Rejection of Harrison's Arguments
In evaluating Harrison's opposition to the motion to dismiss, the court noted that his arguments were not substantiated by specific allegations within the counterclaim itself. Harrison contended that Evanston's denials were arbitrary and that Evanston failed to conduct a thorough investigation before denying coverage. However, the court found these assertions were not reflected in the actual pleadings and instead relied on external documents not incorporated by reference. The court reiterated that a genuine dispute regarding policy interpretation does not equate to bad faith, stressing that Harrison's arguments merely indicated differing opinions on the contract's coverage without establishing wrongful conduct by Evanston.
Conclusion on Motion to Dismiss
Ultimately, the court granted Evanston's motion to dismiss Harrison's second counterclaim for breach of the implied covenant of good faith and fair dealing. The court provided Harrison with the opportunity to amend his counterclaim if he could do so in accordance with the court's order. This decision underscored the necessity for specific factual allegations to support claims of bad faith in the context of insurance disputes.
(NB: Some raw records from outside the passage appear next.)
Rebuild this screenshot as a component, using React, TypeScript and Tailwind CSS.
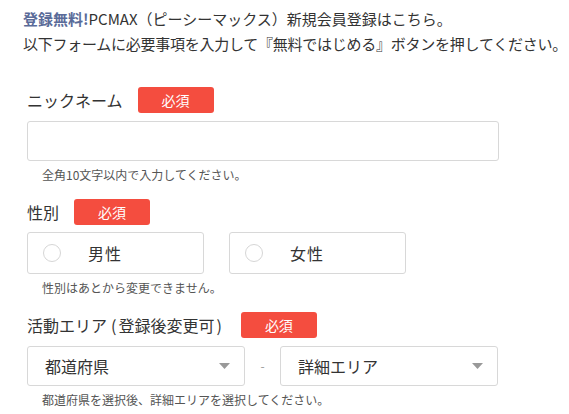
const font = "font-['Noto_Sans_CJK_JP','Noto_Sans',sans-serif]"

function Badge() {
  return (
    <span className="inline-flex h-[26px] w-[76px] items-center justify-center rounded-[3px] bg-[#f44d3f] text-[14px] text-white">
      必須
    </span>
  )
}

function Label({ children }: { children: React.ReactNode }) {
  return (
    <div className="flex h-[26px] items-center gap-[15px]">
      <span className="text-[16px] text-[#333]">{children}</span>
      <Badge />
    </div>
  )
}

function Hint({ text }: { text: string }) {
  return <p className="mt-[4px] pl-[15px] text-[12px] leading-[20px] text-[#555]">{text}</p>
}

function Radio({ text }: { text: string }) {
  return (
    <label className="flex h-[42px] w-[177px] items-center rounded-[3px] border border-[#d8d8d8] bg-white pl-[15px]">
      <span className="h-[18px] w-[18px] rounded-full border border-[#d6d6d6]"></span>
      <span className="ml-[27px] text-[16px] tracking-[1px] text-[#333]">{text}</span>
    </label>
  )
}

function Select({ text }: { text: string }) {
  return (
    <div className="flex h-[40px] w-[218px] items-center justify-between rounded-[3px] border border-[#d8d8d8] bg-white pl-[17px] pr-[14px]">
      <span className="text-[16px] text-[#333]">{text}</span>
      <svg width="11" height="6" viewBox="0 0 11 6">
        <path d="M0 0h11L5.5 6z" fill="#999" />
      </svg>
    </div>
  )
}

export default function App() {
  return (
    <div className={`h-[414px] w-[569px] overflow-hidden bg-white ${font}`}>
      <div className="whitespace-nowrap pl-[23px] pt-[6px] text-[15px] leading-[25px] text-[#333]">
        <p>
          <span className="font-bold text-[#5a6b99]">登録無料!</span>PCMAX（ピーシーマックス）新規会員登録はこちら。
        </p>
        <p className="tracking-[-0.25px]">以下フォームに必要事項を入力して『無料ではじめる』ボタンを押してください。</p>
      </div>

      <div className="w-[499px] pl-[27px]">
        {/* ニックネーム */}
        <div className="mt-[31px]">
          <Label>ニックネーム</Label>
          <input className="mt-[8px] h-[40px] w-full rounded-[3px] border border-[#d8d8d8] bg-white px-3 outline-none" />
          <Hint text="全角10文字以内で入力してください。" />
        </div>

        {/* 性別 */}
        <div className="mt-[14px]">
          <Label>性別</Label>
          <div className="mt-[7px] flex gap-[25px]">
            <Radio text="男性" />
            <Radio text="女性" />
          </div>
          <Hint text="性別はあとから変更できません。" />
        </div>

        {/* 活動エリア */}
        <div className="mt-[14px]">
          <Label>
            活動エリア<span className="pl-[4px] pr-[2px]">(</span>登録後変更可<span className="pl-[2px] pr-[4px]">)</span>
          </Label>
          <div className="mt-[8px] flex items-center">
            <Select text="都道府県" />
            <span className="w-[35px] text-center text-[12px] text-[#999]">-</span>
            <Select text="詳細エリア" />
          </div>
          <Hint text="都道府県を選択後、詳細エリアを選択してください。" />
        </div>
      </div>
    </div>
  )
}
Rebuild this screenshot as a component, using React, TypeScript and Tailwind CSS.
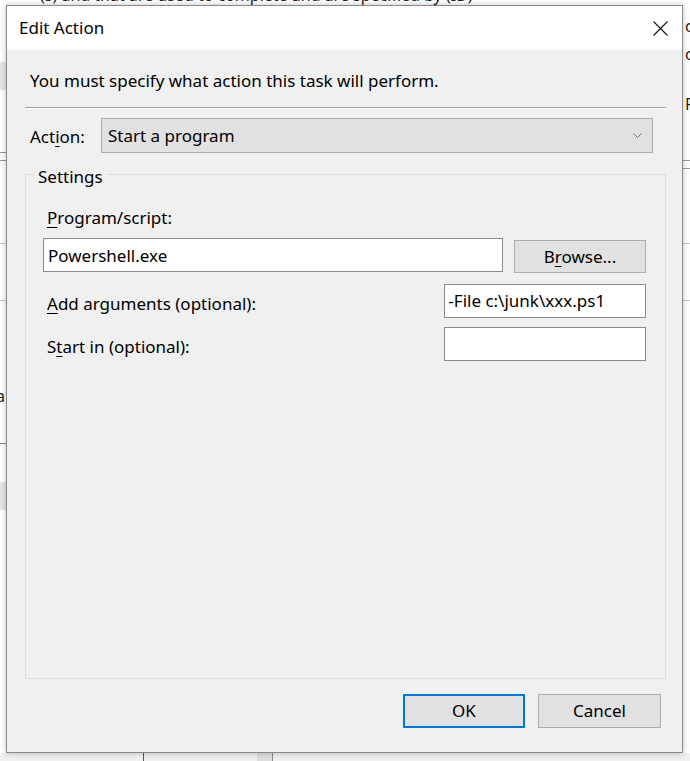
import React from "react";

function Mn({ children }: { children: React.ReactNode }) {
  return <span className="underline decoration-1 underline-offset-[3px]">{children}</span>;
}

export default function App() {
  return (
    <div className="relative w-[690px] h-[761px] overflow-hidden bg-white font-['Noto_Sans',sans-serif] text-[17px] text-black">
      {/* background window fragments peeking around the dialog */}
      <div className="absolute left-0 top-[-17px] w-[690px] whitespace-nowrap pl-[40px] text-[16px] leading-[24px] text-[#222]">
        (s)  and  that  are  used  to  complete  and  are  specified  by  (ID)
      </div>
      <div className="absolute left-0 top-[62px] h-[28px] w-[6px] bg-[#e6e6e6]" />
      <div className="absolute left-0 top-[152px] h-[1px] w-[6px] bg-[#9a9a9a]" />
      <div className="absolute left-0 top-[160px] h-[1px] w-[6px] bg-[#9a9a9a]" />
      <div className="absolute left-0 top-[243px] h-[1px] w-[6px] bg-[#c8c8c8]" />
      <div className="absolute left-0 top-[300px] h-[1px] w-[6px] bg-[#c8c8c8]" />
      <div className="absolute left-0 top-[386px] text-[16px] leading-[20px] text-[#222] -ml-[4px]">a</div>
      <div className="absolute left-0 top-[443px] h-[1px] w-[6px] bg-[#8a8a8a]" />
      <div className="absolute left-0 top-[482px] h-[28px] w-[6px] bg-[#e6e6e6]" />
      <div className="absolute left-[685px] top-[16px] text-[16px] leading-[20px] text-[#222]">c</div>
      <div className="absolute left-[685px] top-[44px] text-[16px] leading-[20px] text-[#222]">c</div>
      <div className="absolute left-[685px] top-[94px] text-[16px] leading-[20px] text-[#222]">F</div>
      <div className="absolute left-[683px] top-[160px] h-[1px] w-[7px] bg-[#9a9a9a]" />
      <div className="absolute left-[683px] top-[168px] h-[1px] w-[7px] bg-[#9a9a9a]" />
      <div className="absolute left-[683px] top-[243px] h-[1px] w-[7px] bg-[#c8c8c8]" />
      <div className="absolute left-[683px] top-[300px] h-[1px] w-[7px] bg-[#c8c8c8]" />
      <div className="absolute left-[0px] top-[753px] h-[8px] w-[690px] bg-[#f0f0f0]" />
      <div className="absolute left-[143px] top-[753px] h-[8px] w-[1px] bg-[#555]" />
      <div className="absolute left-[257px] top-[753px] h-[8px] w-[16px] bg-[#dedede]" />
      <div className="absolute left-[272px] top-[753px] h-[8px] w-[1px] bg-[#888]" />

      {/* dialog window */}
      <div className="absolute left-[6px] top-[5px] w-[677px] h-[748px] border border-[#8a8a8a] bg-[#f0f0f0] shadow-[0_0_6px_rgba(0,0,0,0.25)] flex flex-col">
        {/* title bar */}
        <div className="h-[44px] shrink-0 bg-white flex items-center justify-between pl-[12px] pr-[14px]">
          <span className="leading-[24px]">Edit Action</span>
          <svg width="15" height="15" viewBox="0 0 15 15" className="block">
            <path d="M0.5 0.5 L14.5 14.5 M14.5 0.5 L0.5 14.5" stroke="#111" strokeWidth="1.1" fill="none" />
          </svg>
        </div>

        {/* body */}
        <div className="flex-1 flex flex-col pl-[18px] pr-[16px]">
          <p className="mt-[19px] pl-[5px] leading-[24px]">You must specify what action this task will perform.</p>
          <div className="mt-[14px] h-[2px] border-t border-t-[#a0a0a0] border-b border-b-white" />

          <div className="mt-[9px] flex items-center">
            <span className="w-[76px] pl-[5px] leading-[24px] mt-[2px]">
              Act<Mn>i</Mn>on:
            </span>
            <div className="w-[552px] h-[35px] border border-[#adadad] bg-[#e1e1e1] flex items-center justify-between pl-[6px] pr-[10px]">
              <span className="leading-[24px]">Start a program</span>
              <svg width="9" height="5" viewBox="0 0 9 5" className="block">
                <path d="M0.5 0.5 L4.5 4.5 L8.5 0.5" stroke="#707070" strokeWidth="1" fill="none" />
              </svg>
            </div>
          </div>

          {/* settings group */}
          <div className="relative mt-[21px] h-[505px] border border-[#dcdcdc] pt-[31px] pl-[17px] pr-[19px]">
            <span className="absolute left-[8px] top-[-10px] px-[4px] bg-[#f0f0f0] leading-[24px]">Settings</span>

            <div className="pl-[4px] leading-[24px]">
              <Mn>P</Mn>rogram/script:
            </div>
            <div className="mt-[8px] flex items-start">
              <div className="w-[460px] h-[34px] border border-[#8c8c8c] bg-white flex items-center pl-[4px] pt-[2px]">
                <span className="leading-[24px]">Powershell.exe</span>
              </div>
              <div className="ml-[11px] mt-[2px] w-[132px] h-[33px] border border-[#adadad] bg-[#e1e1e1] flex items-center justify-center">
                <span className="leading-[24px]">
                  B<Mn>r</Mn>owse...
                </span>
              </div>
            </div>

            <div className="mt-[11px] flex items-center">
              <span className="w-[402px] pl-[4px] pt-[5px] leading-[24px]">
                <Mn>A</Mn>dd arguments (optional):
              </span>
              <div className="w-[202px] h-[34px] border border-[#8c8c8c] bg-white flex items-center pl-[3px]">
                <span className="leading-[24px]">-File c:\junk\xxx.ps1</span>
              </div>
            </div>

            <div className="mt-[9px] flex items-center">
              <span className="w-[402px] pl-[4px] pt-[6px] leading-[24px]">
                S<Mn>t</Mn>art in (optional):
              </span>
              <div className="w-[202px] h-[34px] border border-[#8c8c8c] bg-white" />
            </div>
          </div>

          {/* buttons */}
          <div className="mt-[15px] flex justify-end gap-[13px] pr-[5px]">
            <div className="w-[122px] h-[34px] border-2 border-[#0078d7] bg-[#e1e1e1] flex items-center justify-center">
              <span className="leading-[24px]">OK</span>
            </div>
            <div className="w-[123px] h-[34px] border border-[#adadad] bg-[#e1e1e1] flex items-center justify-center">
              <span className="leading-[24px]">Cancel</span>
            </div>
          </div>
        </div>
      </div>
    </div>
  );
}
The court's rationale clarified the boundaries of implied covenants in contracts, emphasizing that they cannot create new obligations beyond what is explicitly stated in the agreement.
Decision on Motion to Strike
The court also addressed Evanston's motion to strike portions of Harrison's counterclaim related to punitive damages. The court noted that under California law, punitive damages are generally not available for breach of contract claims. However, the court referred to the Ninth Circuit's ruling in Whittlestone, which indicated that Rule 12(f) does not permit the striking of claims merely because they are legally precluded. As a result, the court denied Evanston's motion to strike, maintaining that such determinations regarding punitive damages should not influence the pleadings at the motion to strike stage. Additionally, the court decided not to convert the motion to strike into a motion to dismiss, as it was already granting Harrison leave to amend his counterclaim.